Le boycott n’est plus tenable. Une large majorité des journalistes de la station — consultés par écrit, précise Le Monde —, se déclarent favorables à la levée définitive de la sanction, les autres possibilités étant le maintien de la sanction ou sa levée temporaire durant la campagne. Le leader du FN avait « fait sa peine », estime Gérard Carreyrou. « À partir du moment où son parti n'était pas interdit et qu'il était sur d'autres antennes, il n'y avait pas de raison de continuer à le censurer alors qu'en 1988 il allait y avoir une élection présidentielle et qu’il devait avoir sa place, qu’elles qu’aient été ses interventions déplacées  au moins déplacées », détaille Jean-Pierre Elkabbach, devenu directeur d’antenne en février 1987. Une invitation est lancée pour le 11 septembre, sans suite. Deux jours plus tard, au micro du « Grand Jury RTL – Le Monde », Jean-Marie Le Pen déclare que les chambres à gaz sont « un point de détail de l’histoire de la Deuxième Guerre mondiale » et demande s’il s’agit d’« une vérité révélée à laquelle tout le monde doit croire ». Davantage que le boycott, c’est cet épisode que garderont en mémoire les journalistes d’Europe 1.

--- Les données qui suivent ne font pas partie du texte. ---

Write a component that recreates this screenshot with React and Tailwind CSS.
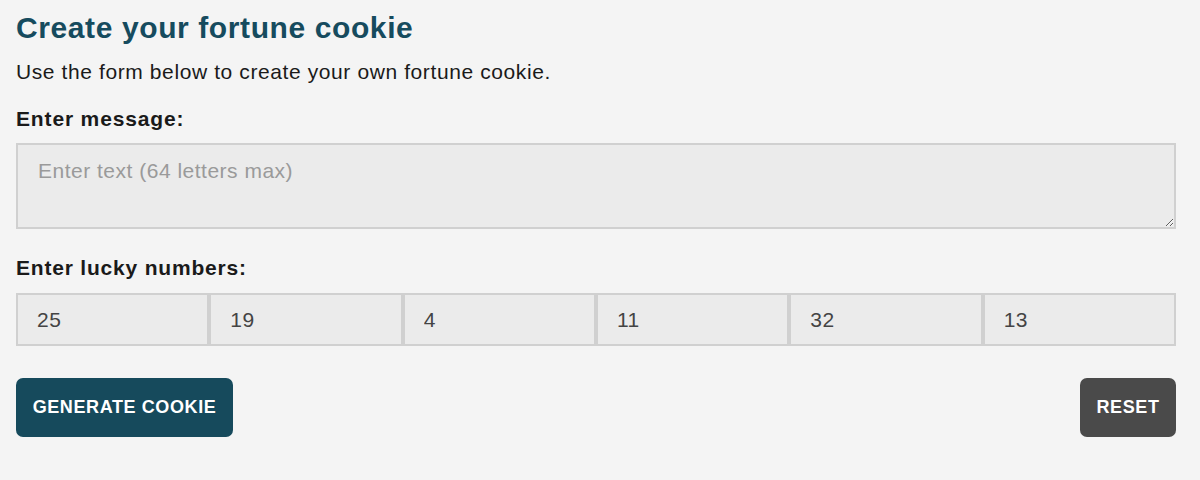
import React from "react";

export default function App() {
  const nums = ["25", "19", "4", "11", "32", "13"];
  return (
    <div className="min-h-[480px] w-[1200px] bg-[#f4f4f4] pl-4 pr-6 pt-[10px] font-['Liberation_Sans',Arial,sans-serif] text-[#222]">
      <h1 className="text-[30px] font-bold leading-[36px] tracking-[0.6px] text-[#164b5e]">Create your fortune cookie</h1>
      <p className="mt-[12px] text-[21px] leading-[28px] tracking-[0.6px] text-[#1a1a1a]">Use the form below to create your own fortune cookie.</p>
      <label className="mt-[19px] block text-[21px] font-bold leading-[28px] tracking-[0.85px] text-[#1a1a1a]">Enter message:</label>
      <textarea
        className="mt-[10px] block h-[86px] w-full resize-y border-2 border-[#d0d0d0] bg-[#ebebeb] px-[20px] pt-[12px] text-[21px] leading-[28px] tracking-[0.5px] text-[#444] placeholder:text-[#9a9a9a] outline-none"
        placeholder="Enter text (64 letters max)"
      />
      <label className="mt-[25px] block text-[21px] font-bold leading-[28px] tracking-[0.8px] text-[#1a1a1a]">Enter lucky numbers:</label>
      <div className="mt-[11px] grid grid-cols-6">
        {nums.map((n, i) => (
          <input
            key={i}
            defaultValue={n}
            className="h-[53px] w-full min-w-0 border-2 border-[#d0d0d0] bg-[#ebebeb] px-[19px] text-[21px] tracking-[0.5px] text-[#444] outline-none"
          />
        ))}
      </div>
      <div className="mt-[32px] flex items-center justify-between">
        <button className="h-[59px] w-[217px] rounded-[7px] bg-[#164a5c] text-center text-[18px] font-bold tracking-[0.6px] text-white">GENERATE COOKIE</button>
        <button className="h-[59px] w-[96px] rounded-[7px] bg-[#4a4a4a] text-center text-[18px] font-bold tracking-[0.6px] text-white">RESET</button>
      </div>
    </div>
  );
}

La campagne officielle approchant, la station est soumise aux recommandations de la Commission nationale de la communication et des libertés, l’ancêtre du CSA, pour qui « la politique d’invitation des candidats [doit être] conduite de manière à permettre à chacun d’eux d’avoir accès aux différentes antennes pour faire connaître leur projet politique et leur personnalité. ». Cheveux désormais coiffés en arrière, vêtu d’un costume sombre à fines rayures, pochette blanche, chemise bleu ciel et cravate à petits losanges, c’est bien un candidat qui compte qui répond aux questions du « Club de la presse », le 13 mars 1988. Aucune référence au boycott ne sera faite au cours de l’émission — à laquelle participe, contrairement à 1983, L’Humanité. Six semaines plus tard, avec 14,39 % des voix, le président du Front national se hisse à la quatrième place du premier tour.